═══ DATA FOR PROCESSING ═══

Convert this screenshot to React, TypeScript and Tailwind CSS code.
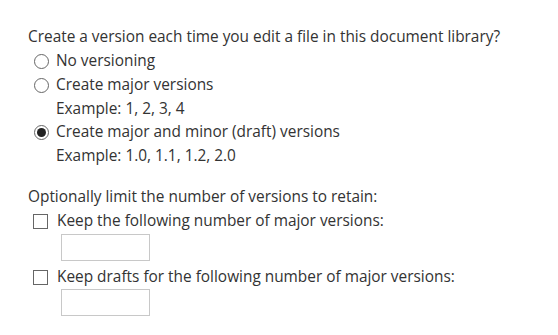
import React from "react";

function Radio({ checked }: { checked?: boolean }) {
  return (
    <span className="flex h-[15px] w-[15px] shrink-0 items-center justify-center rounded-full border border-[#666]">
      {checked && <span className="h-[9px] w-[9px] rounded-full bg-[#222]" />}
    </span>
  );
}

function Check() {
  return <span className="h-[15px] w-[15px] shrink-0 border border-[#666] bg-white" />;
}

export default function App() {
  return (
    <div className="h-[335px] w-[558px] bg-white pl-[28px] pt-[25px] text-[15.4px] text-[#333]" style={{ fontFamily: '"Open Sans", "Noto Sans", sans-serif' }}>
      <div className="h-6 leading-6">Create a version each time you edit a file in this document library?</div>
      <div className="flex h-6 items-center gap-[7px] pl-[6px] leading-6">
        <Radio />
        <span>No versioning</span>
      </div>
      <div className="flex h-6 items-center gap-[7px] pl-[6px] leading-6">
        <Radio />
        <span>Create major versions</span>
      </div>
      <div className="h-[23px] pl-[28px] leading-[23px]">Example: 1, 2, 3, 4</div>
      <div className="flex h-6 items-center gap-[7px] pl-[6px] leading-6">
        <Radio checked />
        <span>Create major and minor (draft) versions</span>
      </div>
      <div className="h-[23px] pl-[28px] leading-[23px]">Example: 1.0, 1.1, 1.2, 2.0</div>

      <div className="mt-[18px] h-6 leading-6">Optionally limit the number of versions to retain:</div>
      <div className="flex h-6 items-center gap-[9px] pl-[5px] leading-6">
        <Check />
        <span>Keep the following number of major versions:</span>
      </div>
      <div className="pl-[33px] pt-[1px]">
        <input className="block h-[27px] w-[89px] border border-[#c8c8c8] bg-white outline-none" />
      </div>
      <div className="mt-[4px] flex h-6 items-center gap-[9px] pl-[5px] leading-6">
        <Check />
        <span>Keep drafts for the following number of major versions:</span>
      </div>
      <div className="pl-[33px]">
        <input className="block h-[27px] w-[89px] border border-[#c8c8c8] bg-white outline-none" />
      </div>
    </div>
  );
}
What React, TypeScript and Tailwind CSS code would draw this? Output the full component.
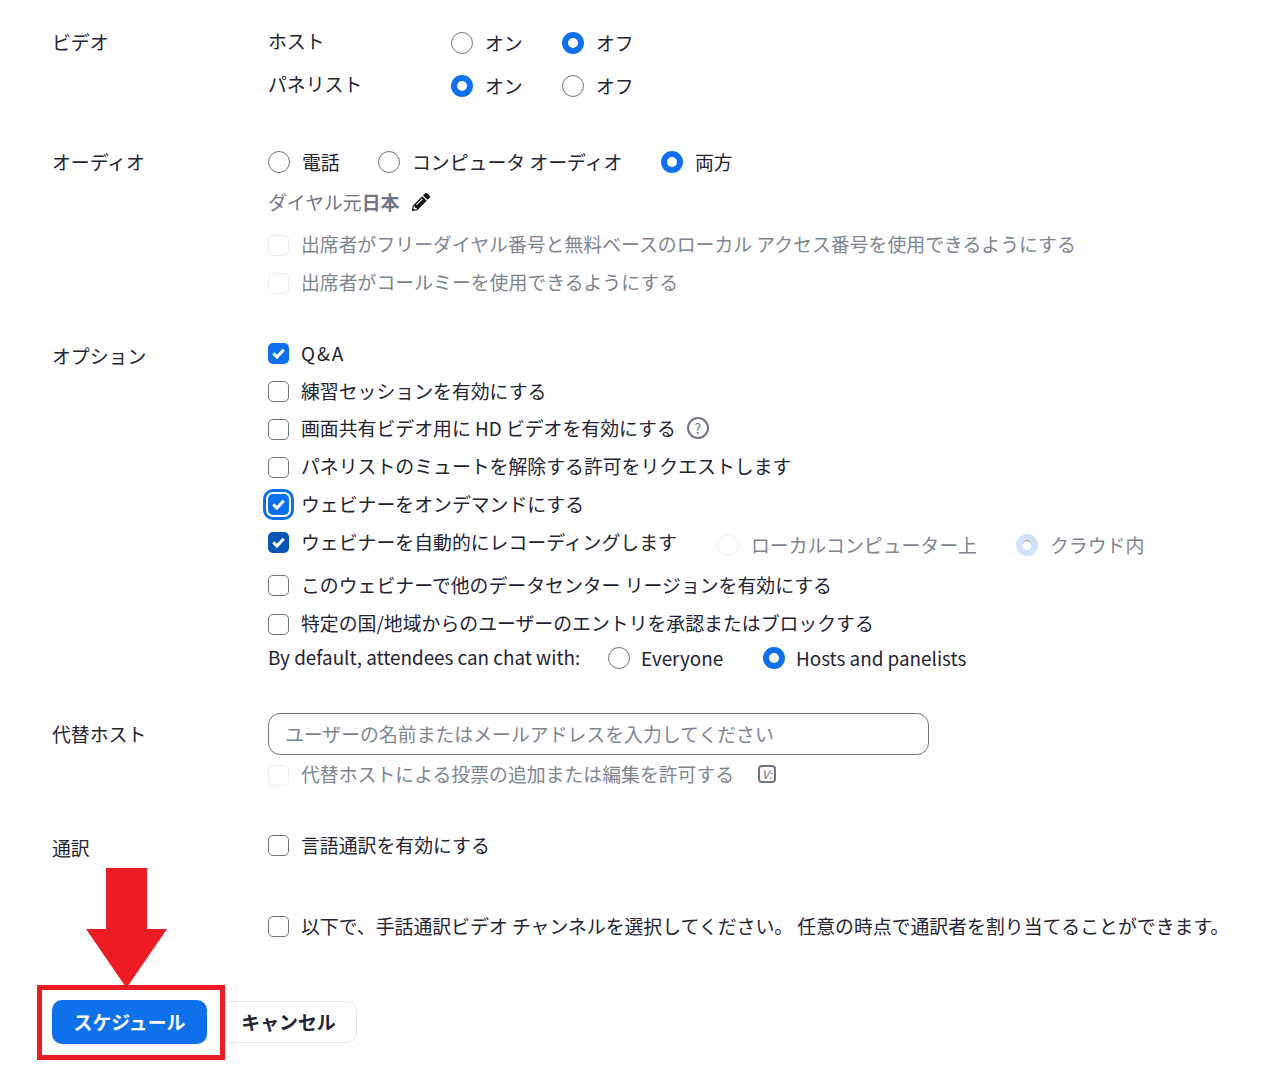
import type { ReactNode } from 'react';
import { FaPencilAlt } from 'react-icons/fa';

function Radio({ on = false, faded = false }: { on?: boolean; faded?: boolean }) {
  if (faded) {
    return on ? (
      <span className="box-border block h-[22px] w-[22px] shrink-0 rounded-full border-[6px] border-[#cfe3fb] bg-white shadow-[inset_0_1px_1px_#8a8f99]" />
    ) : (
      <span className="box-border block h-[22px] w-[22px] shrink-0 rounded-full border border-[#edeef0] bg-white" />
    );
  }
  return on ? (
    <span className="box-border block h-[22px] w-[22px] shrink-0 rounded-full border-[6px] border-[#0e71eb] bg-white" />
  ) : (
    <span className="box-border block h-[22px] w-[22px] shrink-0 rounded-full border border-[#6e7680] bg-white" />
  );
}

function Check({ on = false, dark = false, faded = false, focus = false }: { on?: boolean; dark?: boolean; faded?: boolean; focus?: boolean }) {
  const tone = on
    ? dark
      ? 'bg-[#0956b5]'
      : 'bg-[#0e71eb]'
    : faded
      ? 'border border-[#edeef0] bg-white'
      : 'border border-[#6e7680] bg-white';
  return (
    <span
      className={`box-border flex h-[21px] w-[21px] shrink-0 items-center justify-center rounded-[5px] ${tone} ${
        focus ? 'outline-[3px] outline-offset-[2px] outline-[#0e71eb] outline' : ''
      }`}
    >
      {on && (
        <svg width="13" height="11" viewBox="0 0 13 11" fill="none">
          <path d="M1.3 5.4 L5 9 L11.7 1.8" stroke="white" strokeWidth="3" />
        </svg>
      )}
    </span>
  );
}

function CheckRow({ children, h = 'h-[37.75px]', faded = false, ...rest }: { children: ReactNode; h?: string; faded?: boolean; on?: boolean; dark?: boolean; focus?: boolean }) {
  return (
    <div className={`flex items-center gap-3 ${h} ${faded ? 'text-[#7d8590]' : ''}`}>
      <Check faded={faded} {...rest} />
      <span className="flex -translate-y-[1px] items-center whitespace-nowrap">{children}</span>
    </div>
  );
}

function Section({ label, mt, labelPt, children }: { label: string; mt: string; labelPt: string; children: ReactNode }) {
  return (
    <section className={`flex ${mt}`}>
      <div className={`w-[216px] shrink-0 whitespace-nowrap ${labelPt}`}>{label}</div>
      <div className="min-w-0 flex-1">{children}</div>
    </section>
  );
}

export default function App() {
  return (
    <div className="relative h-[1065px] w-[1264px] overflow-hidden bg-white pl-[52px] font-['Noto_Sans_CJK_JP',sans-serif] text-[18.87px] leading-[26px] text-[#232333]">
      <Section label="ビデオ" mt="mt-[21px]" labelPt="pt-[8px]">
        <div className="flex h-[43px] items-center">
          <span className="w-[183px] -translate-y-[2px]">ホスト</span>
          <Radio />
          <span className="ml-3 w-[77px]">オン</span>
          <Radio on />
          <span className="ml-3">オフ</span>
        </div>
        <div className="flex h-[43px] items-center">
          <span className="w-[183px] -translate-y-[2px]">パネリスト</span>
          <Radio on />
          <span className="ml-3 w-[77px]">オン</span>
          <Radio />
          <span className="ml-3">オフ</span>
        </div>
      </Section>

      <Section label="オーディオ" mt="mt-[40px]" labelPt="pt-[2px]">
        <div className="flex h-[30px] items-center">
          <Radio />
          <span className="ml-3 w-[76px]">電話</span>
          <Radio />
          <span className="ml-3 w-[249px]">コンピュータ オーディオ</span>
          <Radio on />
          <span className="ml-3">両方</span>
        </div>
        <div className="mt-[10px] flex h-[30px] items-center text-[#747487]">
          ダイヤル元<b className="font-bold">日本</b>
          <FaPencilAlt className="ml-[13px] text-[18px] text-[#131619]" />
        </div>
        <div className="mt-[9px]">
          <CheckRow faded h="h-[38px]">出席者がフリーダイヤル番号と無料ベースのローカル アクセス番号を使用できるようにする</CheckRow>
          <CheckRow faded h="h-[38px]">出席者がコールミーを使用できるようにする</CheckRow>
        </div>
      </Section>

      <Section label="オプション" mt="mt-[33px]" labelPt="pt-[8px]">
        <CheckRow on><span className="tracking-[2px]">Q&amp;A</span></CheckRow>
        <CheckRow>練習セッションを有効にする</CheckRow>
        <CheckRow>
          画面共有ビデオ用に HD ビデオを有効にする
          <span className="ml-[11px] flex h-[22px] w-[22px] items-center justify-center rounded-full border-2 border-[#747487] text-[14px] leading-none text-[#747487]">?</span>
        </CheckRow>
        <CheckRow>パネリストのミュートを解除する許可をリクエストします</CheckRow>
        <CheckRow on focus>ウェビナーをオンデマンドにする</CheckRow>
        <div className="flex h-[37.75px] items-center">
          <Check on dark />
          <span className="ml-3 w-[416px] -translate-y-[1px]">ウェビナーを自動的にレコーディングします</span>
          <div className="flex translate-y-[2px] items-center text-[#7d8590]">
            <Radio faded />
            <span className="ml-3 w-[265px]">ローカルコンピューター上</span>
            <Radio faded on />
            <span className="ml-3">クラウド内</span>
          </div>
        </div>
        <CheckRow h="h-[42px] mt-[3px]">このウェビナーで他のデータセンター リージョンを有効にする</CheckRow>
        <CheckRow h="h-[35px]">特定の国/地域からのユーザーのエントリを承認またはブロックする</CheckRow>
        <div className="flex h-[32px] items-center">
          <span className="w-[340px] -translate-y-[1px]">By default, attendees can chat with:</span>
          <Radio />
          <span className="ml-[11px] w-[122px]">Everyone</span>
          <Radio on />
          <span className="ml-[11px]">Hosts and panelists</span>
        </div>
      </Section>

      <Section label="代替ホスト" mt="mt-[39px]" labelPt="pt-[8px]">
        <div className="box-border flex h-[42px] w-[661px] items-center rounded-[12px] border border-[#6e7680] px-[16px] text-[#7d8590]">
          ユーザーの名前またはメールアドレスを入力してください
        </div>
        <CheckRow faded h="h-[41px]">
          代替ホストによる投票の追加または編集を許可する
          <span className="ml-[24px] flex h-[18px] w-[18px] items-center justify-center rounded-[4px] border-2 border-[#747487] text-[12px] italic leading-none text-[#747487]">V:</span>
        </CheckRow>
      </Section>

      <Section label="通訳" mt="mt-[28px]" labelPt="pt-[11px]">
        <CheckRow h="h-[44px]">言語通訳を有効にする</CheckRow>
        <CheckRow h="h-[44px] mt-[37px]">以下で、手話通訳ビデオ チャンネルを選択してください。 任意の時点で通訳者を割り当てることができます。</CheckRow>
      </Section>

      <div className="mt-[51px] flex items-center gap-[13px] font-bold">
        <button className="h-[44px] w-[155px] rounded-[10px] bg-[#0e71eb] text-white">スケジュール</button>
        <button className="box-border h-[42px] w-[137px] rounded-[10px] border border-[#e4e6eb] bg-white">キャンセル</button>
      </div>

      {/* annotation */}
      <div className="absolute left-[37px] top-[985px] h-[75px] w-[188px] border-[5px] border-[#ed1c24]" />
      <svg className="absolute left-[86px] top-[868px]" width="81" height="120" viewBox="0 0 81 120">
        <path d="M20 0 H61 V61 H81 L40.5 120 L0 61 H20 Z" fill="#ed1c24" />
      </svg>
    </div>
  );
}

═══

== YOUR INSTRUCTIONS ==
Quote the records above exactly, from the first line through the line containing "import React from", and leave out the pictures.

== TASK SOLUTION ==
Convert this screenshot to React, TypeScript and Tailwind CSS code.
import React from "react";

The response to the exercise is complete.